Yeah, Unless you really teach some one its better to let them go hungry. I taught my grandfather and he has done it for years, so he knows what he is doing. But for full grown fish, For a weeks trip they could probably be fed twice.


----------



## Gregzz4 (Jun 25, 2010)

Really sorry for your losses and mess.
Have you thought about auto-feeders for next time?
I haven't tried them before, but after a vacation horror myself with the Landlord's kids when I was keeping fish 20 years ago ( just got back into it last year ), I was tempted to but could not afford feeders.
I left measuring spoons of different sizes for the various tanks for the kids to use once daily, but they enjoyed watching the feeding frenzy so much, they just fed them whenever they wanted.


----------



## bingerz (Mar 3, 2011)

sorry to hear about your losses =(


----------



## pistolpete (May 2, 2010)

absolutely agree with DC. A week is not very long at all for adult fish to go without food. 
Anything up to 10 days will do no harm. Most aquarium fish are fat anyway. I was away once during a winter time power failure and lost a bunch of fish due to cold water, sucks to come home to that.


----------



## rich16 (Mar 25, 2011)

So, the final tally was 11 dead mainganos out of 17. One looks ready to kick the bucket. Now I'm wondering if it was something specific to them, as the zebras and juvie yellow labs are fine. After speaking to the kid helping out, the leftover food was all from the previous night, and according to her dad, there was a definite drop off in the energy level in the tank that day.

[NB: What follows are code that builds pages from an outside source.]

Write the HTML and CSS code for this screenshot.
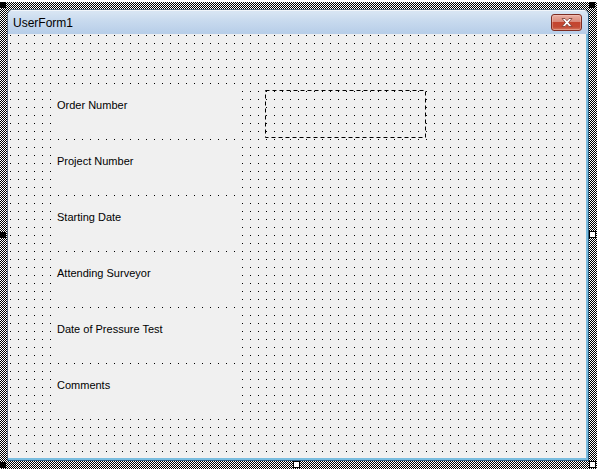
FILE: index.html
```html
<!DOCTYPE html>
<html>
<head>
<meta charset="utf-8">
<link rel="stylesheet" href="styles.css">
</head>
<body>
<div class="frame">
  <div class="window">
    <div class="titlebar">
      <span class="title">UserForm1</span>
      <div class="close">
        <svg width="12" height="9" viewBox="0 0 12 9">
          <path d="M1 0.5 H4 L6 2.8 L8 0.5 H11 L7.6 4.5 L11 8.5 H8 L6 6.2 L4 8.5 H1 L4.4 4.5 Z" fill="#fff" stroke="#7a3a30" stroke-width="0.8" stroke-linejoin="round"/>
        </svg>
      </div>
    </div>
    <div class="client">
      <div class="labels">
        <div class="label">Order Number</div>
        <div class="label">Project Number</div>
        <div class="label">Starting Date</div>
        <div class="label">Attending Surveyor</div>
        <div class="label">Date of Pressure Test</div>
        <div class="label">Comments</div>
      </div>
      <svg class="dashbox" width="161" height="48" viewBox="0 0 161 48">
        <rect x="0.5" y="0.5" width="160" height="47" fill="none" stroke="#000" stroke-width="1" stroke-dasharray="4 3"/>
      </svg>
    </div>
  </div>
  <div class="handle black h-tl"></div>
  <div class="handle black h-tr"></div>
  <div class="handle black h-ml"></div>
  <div class="handle black h-bl"></div>
  <div class="handle white h-mr"></div>
  <div class="handle white h-bm"></div>
  <div class="handle white h-br"></div>
</div>
</body>
</html>
```
FILE: styles.css
```css
html, body {
  margin: 0;
  padding: 0;
  background: #fff;
  width: 597px;
  height: 473px;
  overflow: hidden;
}

.frame {
  position: relative;
  margin-top: 2px;
  height: 467px;
  box-sizing: border-box;
  padding: 7px 8px 8px 7px;
  background: repeating-conic-gradient(#000 0 25%, #fff 0 50%) 0 0 / 2px 2px;
}

.window {
  width: 582px;
  height: 452px;
  box-sizing: border-box;
  display: flex;
  flex-direction: column;
  border: 1px solid #56687a;
  border-right-color: #2d5f82;
  border-bottom-color: #2d5f82;
  border-radius: 6px 6px 0 0;
  background: #f0f0f0;
  overflow: hidden;
}

.titlebar {
  height: 24px;
  flex: none;
  display: flex;
  align-items: center;
  justify-content: space-between;
  padding: 0 6px 0 5px;
  background: linear-gradient(to bottom, #dbe7f4 0%, #c8daee 45%, #b6cde8 100%);
  box-shadow: inset 0 1px 0 rgba(255,255,255,0.6);
}

.title {
  font-family: "Liberation Sans", Arial, sans-serif;
  font-size: 12px;
  color: #000;
  padding-top: 1px;
}

.close {
  width: 31px;
  height: 17px;
  box-sizing: border-box;
  margin-top: 1px;
  border: 1px solid #7d2c22;
  border-radius: 3px;
  display: flex;
  align-items: center;
  justify-content: center;
  background: linear-gradient(to bottom, #eab0a4 0%, #d98a7b 45%, #c4452f 50%, #c24a34 80%, #d77a62 100%);
  box-shadow: inset 0 0 0 1px rgba(255,220,210,0.35);
}

.close svg {
  display: block;
}

.client {
  flex: 1;
  position: relative;
  border-right: 2px solid #79bde0;
  border-bottom: 2px solid #79bde0;
  padding: 54px 0 0 46px;
  background: #f0f0f0;
}

.client::before {
  content: "";
  position: absolute;
  inset: 0;
  background: linear-gradient(to right, #000 0 1px, transparent 1px) 2px 0 / 8px 100% repeat-x;
  -webkit-mask: linear-gradient(to bottom, #000 0 1px, transparent 1px) 0 1px / 100% 8px repeat-y;
  mask: linear-gradient(to bottom, #000 0 1px, transparent 1px) 0 1px / 100% 8px repeat-y;
  pointer-events: none;
}

.labels {
  position: relative;
  z-index: 1;
  display: flex;
  flex-direction: column;
  gap: 10px;
}

.label {
  width: 185px;
  height: 46px;
  box-sizing: border-box;
  padding: 11px 0 0 3px;
  background: #f0f0f0;
  font-family: "Liberation Sans", Arial, sans-serif;
  font-size: 11px;
  line-height: 13px;
  color: #000;
}

.dashbox {
  position: absolute;
  z-index: 1;
  left: 257px;
  top: 56px;
  display: block;
}

.handle {
  position: absolute;
  box-sizing: border-box;
}

.handle.black {
  width: 6px;
  height: 6px;
  background: #000;
}

.handle.white {
  width: 7px;
  height: 7px;
  background: #fff;
  border: 1px solid #000;
}

.h-tl { left: 0; top: 0; }
.h-tr { left: 589px; top: 0; }
.h-ml { left: 0; top: 230px; }
.h-bl { left: 0; top: 460px; }
.h-mr { left: 589px; top: 229px; }
.h-bm { left: 293px; top: 459px; }
.h-br { left: 589px; top: 459px; }
```
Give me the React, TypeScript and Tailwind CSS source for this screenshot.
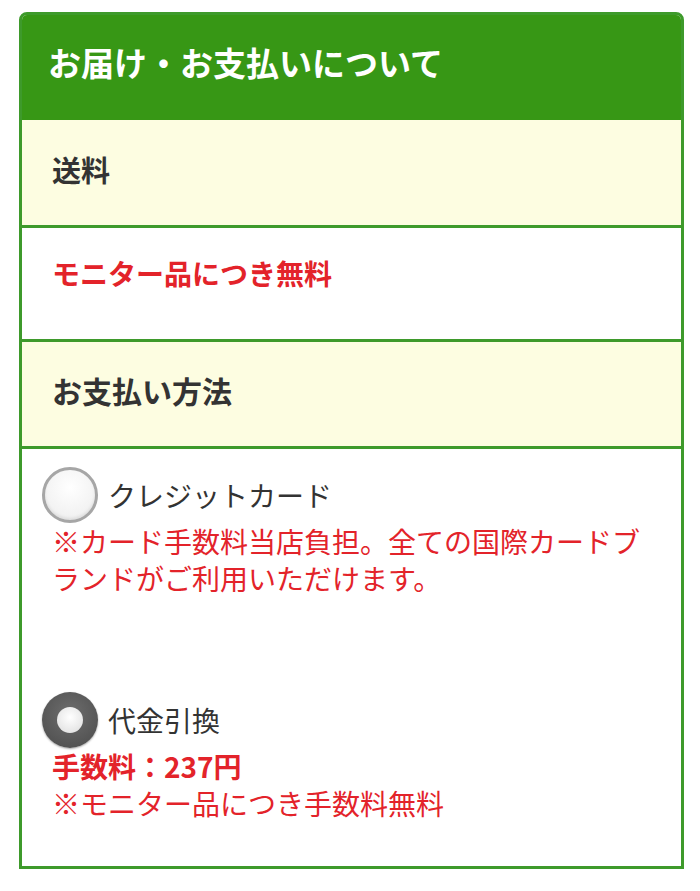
const font = { fontFamily: '"Noto Sans CJK JP", "Noto Sans", sans-serif' };

function Radio({ checked }: { checked?: boolean }) {
  if (checked) {
    return (
      <div className="flex h-[56px] w-[56px] shrink-0 items-center justify-center rounded-full bg-[radial-gradient(circle_at_50%_40%,#6e6e6e,#4a4a4a)] shadow-[0_1px_2px_rgba(0,0,0,0.35)]">
        <div className="h-[26px] w-[26px] rounded-full bg-[radial-gradient(circle_at_50%_40%,#ffffff,#dcdcdc)]" />
      </div>
    );
  }
  return (
    <div className="h-[56px] w-[56px] shrink-0 rounded-full border-[3px] border-[#a6a6a6] bg-[radial-gradient(circle_at_50%_35%,#ffffff,#ececec)] shadow-[inset_0_-2px_3px_rgba(0,0,0,0.08)]" />
  );
}

export default function App() {
  return (
    <div className="min-h-[891px] bg-white pl-[19px] pr-[16px] pt-[12px]" style={font}>
      <div className="overflow-hidden rounded-t-[8px] border-[3px] border-[#3e9a2b]">
        {/* Header */}
        <div className="-mx-[3px] -mt-[3px] flex h-[108px] items-center bg-[#379715] pb-[6px] pl-[29px]">
          <h2 className="text-[33px] font-bold text-white">お届け・お支払いについて</h2>
        </div>

        {/* Shipping */}
        <div className="flex h-[108px] items-center border-b-[3px] border-[#3e9a2b] bg-[#fdfde1] px-[30px] pb-[6px]">
          <span className="text-[29px] font-bold text-[#333]">送料</span>
        </div>
        <div className="h-[114px] border-b-[3px] border-[#3e9a2b] bg-white px-[30px] pt-[27px]">
          <span className="text-[28px] font-bold leading-[37px] text-[#e3232a]">モニター品につき無料</span>
        </div>

        {/* Payment */}
        <div className="flex h-[107px] items-center border-b-[3px] border-[#3e9a2b] bg-[#fdfde1] px-[30px] pb-[8px]">
          <span className="text-[30px] font-bold text-[#333]">お支払い方法</span>
        </div>
        <div className="bg-white pl-[20px] pr-[30px] pt-[18px] pb-[44px]">
          <div>
            <div className="flex items-center gap-[10px]">
              <Radio />
              <span className="text-[28px] text-[#333]">クレジットカード</span>
            </div>
            <p className="pl-[10px] text-[28px] leading-[37px] text-[#e3232a]">
              ※カード手数料当店負担。全ての国際カードブランドがご利用いただけます。
            </p>
          </div>
          <div className="mt-[95px]">
            <div className="flex items-center gap-[10px]">
              <Radio checked />
              <span className="text-[28px] text-[#333]">代金引換</span>
            </div>
            <p className="pl-[10px] text-[28px] font-bold leading-[37px] text-[#e3232a]">手数料：237円</p>
            <p className="pl-[10px] text-[28px] leading-[37px] text-[#e3232a]">※モニター品につき手数料無料</p>
          </div>
        </div>
      </div>
    </div>
  );
}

Definitely sucked walking in the door after 10 hours of driving, going "Ah, so good to be....WTF!!!!

Sigh.


----------



## Luke78 (Apr 24, 2010)

Rich,

Iam sorry to hear about this, it wasnt to long ago that were chatting about your setup and you being excited about the new additions.Is there any way you can pick up these guys again ? or are just planning to stick with the remaining stock?


----------



## onefishtwofish (Apr 21, 2010)

i agree with no feeding . dont forget that african females hold their eggs for close to 21 days without food and r just fine s long as they r in good conditions before their fast.


----------



## Morainy (Apr 21, 2010)

What a sad end to your vacation. I hope that the other mainganos pull through.


----------



## rich16 (Mar 25, 2011)

Crisis seems to be over. One maingano still looks a bit under the weather, but the rest seem to have got their normal energy back, and look like they're trying to figure out the new pecking order. The original dominant male is one of the survivors, so he's busy putting everyone else in their place.

They are slowly regaining their appetite, as I haven't fed them since coming back. Today was the first day they've congregated at the glass when I've come up to the tank. Good sign!

What sucks is that something happened, and I wasn't around to catch it and maybe prevent the mayhem. Ah well, it's what happens in this hobby sometimes, I guess...


----------



## Shiyuu (Apr 9, 2011)

Sorry to hear about the loss, I wish the rest of them will get well soon in no time.

I believe there are few fellow members also lives in South Delta, perhaps we can all help each others out next time when someone is going away on vacation.


----------